LOHAUS SOMINSKY is honored to present Ilit Azoulay's latest exhibition, QUEENDOM, after its debut at the 59th Venice Biennale.

QUEENDOM is a world imagined by Azoulay, where art reigns supreme, empowering images to break free, demand attention and explore their own sovereignty. The exhibition challenges our perception of ownership and cultural appropriation and opens pathways into an imagined non-patriarchal, trans-regional, interconnected Middle East, where fluid identities, ambivalences, and complexities are celebrated.

QUEENDOM emerges as a result of a system crash, flooding out of the digital realm and spilling into our reality.
The large-scale panoramic photomontages presented in the exhibition are a symphony of fracture and healing, while the audio work fills the space with a universal language, creating a rhizomatic, research-based fiction where stories and histories merge.

The exhibition draws on the almost forgotten photo and document archive of David Storm Rice (1913-1962), a researcher of medieval metal vessels, and incorporates the precious objects that were manufactured in the Middle East, traded in the Levant, brought to Europe via Venice, and now mostly displayed in western museums.
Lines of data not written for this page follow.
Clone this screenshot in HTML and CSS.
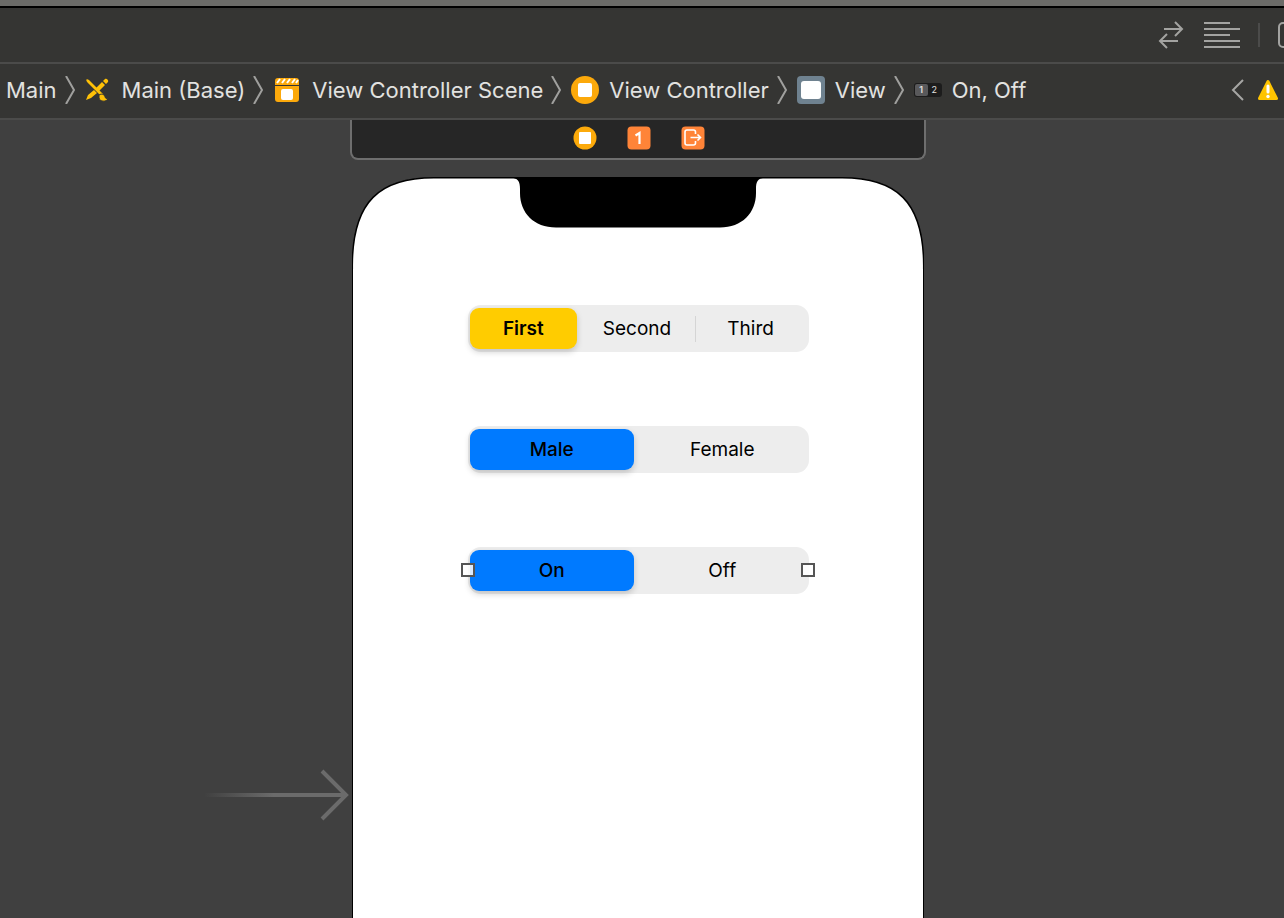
FILE: index.html
```html
<!DOCTYPE html>
<html lang="en">
<head>
<meta charset="utf-8">
<title>Main.storyboard</title>
<link rel="stylesheet" href="styles.css">
</head>
<body>
<div class="window-edge"></div>
<header class="toolbar">
  <button class="tool" type="button" aria-label="Swap editors">
    <svg width="26" height="28" viewBox="0 0 26 28" fill="none" stroke="currentColor" stroke-width="2"><path d="M6 8h18M17 1l7 7-7 7M20 20H2M9 13l-7 7 7 7"/></svg>
  </button>
  <button class="tool" type="button" aria-label="Editor options">
    <svg width="36" height="28" viewBox="0 0 36 28" fill="none" stroke="currentColor" stroke-width="2"><path d="M0 2h26M0 8h36M0 14h26M0 20h36M0 26h36"/></svg>
  </button>
  <span class="tool-divider"></span>
  <button class="tool tool-last" type="button" aria-label="Add editor">
    <svg width="36" height="26" viewBox="0 0 36 26" fill="none" stroke="currentColor" stroke-width="2"><rect x="1" y="1" width="34" height="24" rx="4"/></svg>
  </button>
</header>
<nav class="jumpbar" aria-label="Jump bar">
  <a class="crumb" href="#main">Main</a>
  <svg class="chevron" width="10" height="28" viewBox="0 0 10 28"><path d="M1 0l8 14-8 14"/></svg>
  <a class="crumb" href="#base">
    <svg width="27" height="24" viewBox="0 0 27 24"><g fill="#ffc107"><path d="M1.500 1.500c1-1 3 1 4 2l13 13-2 2L5 7C3 5 .5 2.500 1.500 1.500z"/><path d="M19 2l1-1c1-1 4 1 3 3l-2 2-3-3zM17 4l3 3-7 7-3-3zM9 12l3 3-6 5-5 2 2-5z"/><path d="M14 17c3-2 6 0 6 2 0 1 2 2 3 2-2 3-8 3-9-1z" stroke="#353533" stroke-width="1"/></g></svg>
    Main (Base)</a>
  <svg class="chevron" width="10" height="28" viewBox="0 0 10 28"><path d="M1 0l8 14-8 14"/></svg>
  <a class="crumb" href="#scene">
    <svg width="29" height="26" viewBox="-1 0 29 26"><path fill="#fca90b" d="M4 1h18a3 3 0 0 1 3 3v4H1V4a3 3 0 0 1 3-3zM1 9h24v13a3 3 0 0 1-3 3H4a3 3 0 0 1-3-3z"/><path stroke="#fff" stroke-width="2" d="M3 6l3-4M8 6l3-4M13 6l3-4M18 6l3-4M22 6l2-3"/><rect x="7" y="12" width="12" height="11" rx="2" fill="#fff"/></svg>
    View Controller Scene</a>
  <svg class="chevron" width="10" height="28" viewBox="0 0 10 28"><path d="M1 0l8 14-8 14"/></svg>
  <a class="crumb" href="#controller">
    <svg width="28" height="28" viewBox="0 0 28 28"><circle cx="14" cy="14" r="14" fill="#fca90b"/><rect x="7" y="7" width="14" height="14" rx="2" fill="#fff"/></svg>
    View Controller</a>
  <svg class="chevron" width="10" height="28" viewBox="0 0 10 28"><path d="M1 0l8 14-8 14"/></svg>
  <a class="crumb" href="#view">
    <svg width="28" height="28" viewBox="0 0 28 28"><rect width="28" height="28" rx="4" fill="#6f8290"/><rect x="4" y="5" width="20" height="18" rx="3" fill="#fff"/></svg>
    View</a>
  <svg class="chevron" width="10" height="28" viewBox="0 0 10 28"><path d="M1 0l8 14-8 14"/></svg>
  <a class="crumb" href="#onoff">
    <span class="mini-segments"><span class="mini-on">1</span><span>2</span></span>
    On, Off</a>
  <div class="issues">
    <button type="button" aria-label="Previous issue"><svg width="14" height="24" viewBox="0 0 14 24" fill="none" stroke="#a6a6a4" stroke-width="2"><path d="M12 2L2 12l10 10"/></svg></button>
    <button type="button" aria-label="Warnings"><svg width="22" height="22" viewBox="0 0 22 22"><path d="M11 2.500L19.500 19.500h-17z" fill="#ffc400" stroke="#ffc400" stroke-width="3" stroke-linejoin="round"/><path d="M11 7v6" stroke="#fff" stroke-width="3" stroke-linecap="round"/><circle cx="11" cy="17.500" r="1.700" fill="#fff"/></svg></button>
  </div>
</nav>
<main class="canvas">
  <div class="scene-dock">
    <svg width="24" height="24" viewBox="0 0 24 24"><circle cx="12" cy="12" r="11.500" fill="#fcaa0b"/><rect x="6" y="6" width="12" height="12" rx="1" fill="#fff"/></svg>
    <svg width="24" height="24" viewBox="0 0 24 24"><rect x="0.500" y="0.500" width="23" height="23" rx="4" fill="#ff8438"/><path d="M8.500 9.500L12.500 7v11" fill="none" stroke="#fff" stroke-width="2.200"/></svg>
    <svg width="24" height="24" viewBox="0 0 24 24"><rect x="0.500" y="0.500" width="23" height="23" rx="4" fill="#ff8438"/><path d="M14.500 8V6a2 2 0 0 0-2-2H6a2 2 0 0 0-2 2v11a2 2 0 0 0 2 2h6.500a2 2 0 0 0 2-2v-2M9.500 11.500h10M16.500 8.500l3 3-3 3" fill="none" stroke="#fff" stroke-width="1.600"/></svg>
  </div>
  <div class="stage">
    <svg class="entry-arrow" width="146" height="52" viewBox="0 0 146 52" fill="none" stroke-width="4"><defs><linearGradient id="fade" gradientUnits="userSpaceOnUse" x1="0" y1="0" x2="70" y2="0"><stop offset="0" stop-color="#6b6b6b" stop-opacity="0"/><stop offset="1" stop-color="#6b6b6b"/></linearGradient></defs><path d="M0 26h142" stroke="url(#fade)"/><path d="M118 2l24 24-24 24" stroke="#6b6b6b"/></svg>
    <div class="phone">
      <svg class="phone-cap" viewBox="0 0 572 92" preserveAspectRatio="none"><path d="M.3 93V88C.7 24 28 .8 82 .8H490C544 .8 571.300 24 571.700 88V93" fill="#fff" stroke="#000" stroke-width="1.500"/><path d="M158 0.500C166 1 168 4 168 12V16C168 36 182 50.500 204 50.500H368C390 50.500 404 36 404 16V12C404 4 406 1 414 .5z" fill="#000"/></svg>
      <div class="screen">
        <fieldset class="segmented">
          <label class="segment"><input type="radio" name="order" checked><span>First</span></label>
          <label class="segment"><input type="radio" name="order"><span>Second</span></label>
          <label class="segment divided"><input type="radio" name="order"><span>Third</span></label>
        </fieldset>
        <fieldset class="segmented blue">
          <label class="segment"><input type="radio" name="gender" checked><span>Male</span></label>
          <label class="segment"><input type="radio" name="gender"><span>Female</span></label>
        </fieldset>
        <fieldset class="segmented blue selected">
          <label class="segment"><input type="radio" name="power" checked><span>On</span></label>
          <label class="segment"><input type="radio" name="power"><span>Off</span></label>
        </fieldset>
      </div>
    </div>
  </div>
</main>
</body>
</html>
```
FILE: styles.css
```css
*, *::before, *::after { box-sizing: border-box; }
body {
  margin: 0;
  min-height: 100vh;
  display: flex;
  flex-direction: column;
  background: #404040;
  color: #e2e2e0;
  font-family: Inter, "Liberation Sans", sans-serif;
  font-size: 22px;
  overflow: hidden;
}
button { padding: 0; border: 0; background: none; color: inherit; }
svg { display: block; flex: none; }
.window-edge { height: 8px; background: #6b6b68; border-bottom: 2px solid #000; }
.toolbar {
  height: 56px;
  display: flex;
  align-items: center;
  justify-content: flex-end;
  gap: 20px;
  background: #353533;
  border-bottom: 2px solid #4b4b4a;
  color: #a3a3a1;
  overflow: hidden;
}
.tool-divider { width: 2px; height: 24px; background: #4b4b4a; margin-left: -2px; }
.tool-last { width: 6px; overflow: hidden; margin-left: -2px; }
.jumpbar {
  height: 56px;
  display: flex;
  align-items: center;
  padding: 0 5px 2px 6px;
  background: #353533;
  border-bottom: 2px solid #4b4b4a;
}
.crumb {
  display: flex;
  align-items: center;
  gap: 10px;
  color: inherit;
  text-decoration: none;
  white-space: nowrap;
  line-height: 28px;
}
.chevron { margin: 0 10px 0 8px; fill: none; stroke: #a0a09e; stroke-width: 2; }
.mini-segments {
  width: 28px;
  height: 14px;
  display: grid;
  grid-template-columns: 1fr 1fr;
  padding: 1px;
  border-radius: 3px;
  background: #1c1c1c;
  font-size: 9px;
  line-height: 12px;
  text-align: center;
}
.mini-on { background: #59595b; border-radius: 2px; font-weight: 600; }
.issues { display: flex; align-items: center; gap: 12px; margin-left: auto; }
.canvas { flex: 1; display: flex; flex-direction: column; align-items: center; padding-right: 8px; }
.scene-dock {
  width: 576px;
  height: 40px;
  display: flex;
  justify-content: center;
  gap: 30px;
  padding: 6px 0 0 2px;
  background: #262626;
  border: 2px solid #6e6e6e;
  border-top: 0;
  border-radius: 0 0 8px 8px;
}
.stage { position: relative; flex: 1; display: flex; margin-top: 17px; }
.entry-arrow { position: absolute; right: 100%; top: 592px; margin-right: 2px; }
.phone { width: 572px; display: flex; flex-direction: column; }
.phone-cap { width: 100%; height: 92px; }
.screen {
  flex: 1;
  display: flex;
  flex-direction: column;
  align-items: center;
  gap: 74px;
  padding-top: 36px;
  background: #fff;
  border: solid #000;
  border-width: 0 1px;
}
.segmented {
  position: relative;
  width: 341px;
  height: 47px;
  display: grid;
  grid-template-rows: 41px;
  grid-auto-flow: column;
  grid-auto-columns: 1fr;
  margin: 0;
  padding: 3px 0;
  border: 0;
  border-radius: 13px;
  background: #ededed;
  color: #000;
  font-size: 19px;
}
.segment { position: relative; display: flex; padding: 0 4px 0 2px; }
.segment input { position: absolute; opacity: 0; margin: 0; }
.segment span {
  flex: 1;
  display: flex;
  align-items: center;
  justify-content: center;
  border-radius: 9px;
}
.segment input:checked + span {
  background: #ffcc00;
  font-weight: 600;
  box-shadow: 0 3px 6px rgba(0, 0, 0, .18);
}
.blue input:checked + span { background: #007aff; font-weight: 500; }
.divided { background: linear-gradient(#d5d5d5, #d5d5d5) left center / 1px 26px no-repeat; }
.selected::before, .selected::after {
  content: "";
  position: absolute;
  z-index: 1;
  top: 16px;
  width: 14px;
  height: 14px;
  border: 2px solid #555;
  background: rgba(255, 255, 255, .85);
}
.selected::before { left: -7px; }
.selected::after { right: -6px; }
```
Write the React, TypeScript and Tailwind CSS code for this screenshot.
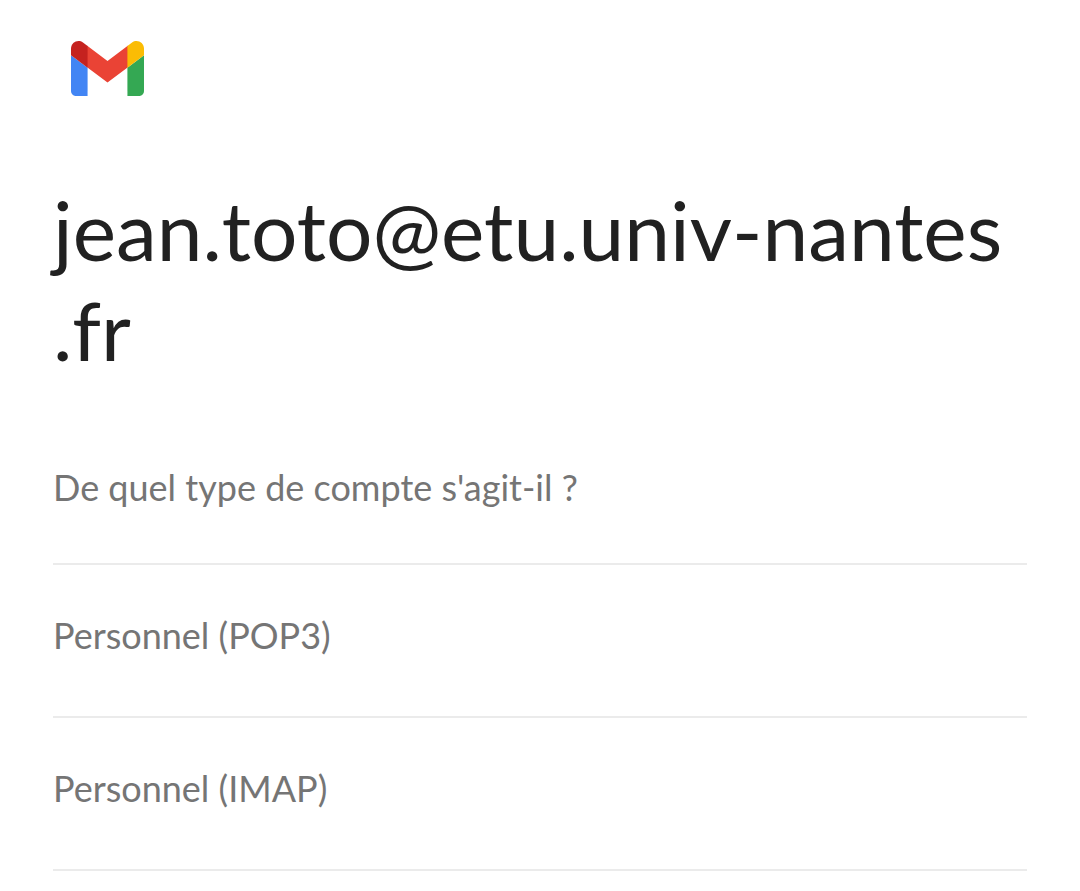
const accountTypes = ['Personnel (POP3)', 'Personnel (IMAP)'];

function GmailLogo() {
    return (
        <svg className="ml-[18px] h-[55px] w-[73px]" viewBox="52 42 88 66" role="img" aria-label="Gmail">
            {/* The envelope flap reaches slightly under the corners so no seam shows */}
            <path fill="#ea4335" d="M71 73.25V47.25L72 48l24 18 24-18 1-.75v26L96 92" />
            <path fill="#4285f4" d="M58 108h14V74L52 59v43c0 3.32 2.69 6 6 6" />
            <path fill="#34a853" d="M120 108h14c3.32 0 6-2.69 6-6V59l-20 15" />
            <path fill="#fbbc04" d="M120 48v26l20-15v-8c0-7.42-8.47-11.65-14.4-7.2" />
            <path fill="#c5221f" d="M52 51v8l20 15V48l-5.6-4.2c-5.94-4.45-14.4-.22-14.4 7.2" />
        </svg>
    );
}

export default function App() {
    return (
        <main className="min-h-screen bg-white px-[53px] pt-[41px] font-[Lato,sans-serif] text-[#757575]">
            <GmailLogo />

            <h1 className="mt-[83px] text-[82px] leading-[100px] wrap-break-word text-[#212121]">
                jean.toto@etu.univ-nantes
                <wbr />
                .fr
            </h1>

            <p className="mt-[84px] pb-[52px] text-[36px] leading-[48px]">
                De quel type de compte s'agit-il ?
            </p>

            <ul className="border-t-2 border-[#ebebeb]">
                {accountTypes.map((type) => (
                    <li key={type} className="border-b-2 border-[#ebebeb]">
                        <button type="button" className="w-full pt-[46px] pb-[57px] text-left text-[36px] leading-[48px]">
                            {type}
                        </button>
                    </li>
                ))}
            </ul>
        </main>
    );
}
Through digital craftwork, Azoulay disassembles objects photographed by Rice, then digitally "soldiers" and "inlays" them anew on metal panels, transfiguring their gender in the process. The resulting cartographies display voids, displacements, and replacements in the geographies of knowledge.

We invite you to explore QUEENDOM, a thought-provoking exhibition that blurs the boundaries between the real and the imagined and challenges us to reconsider our relationship with art, history, and identity.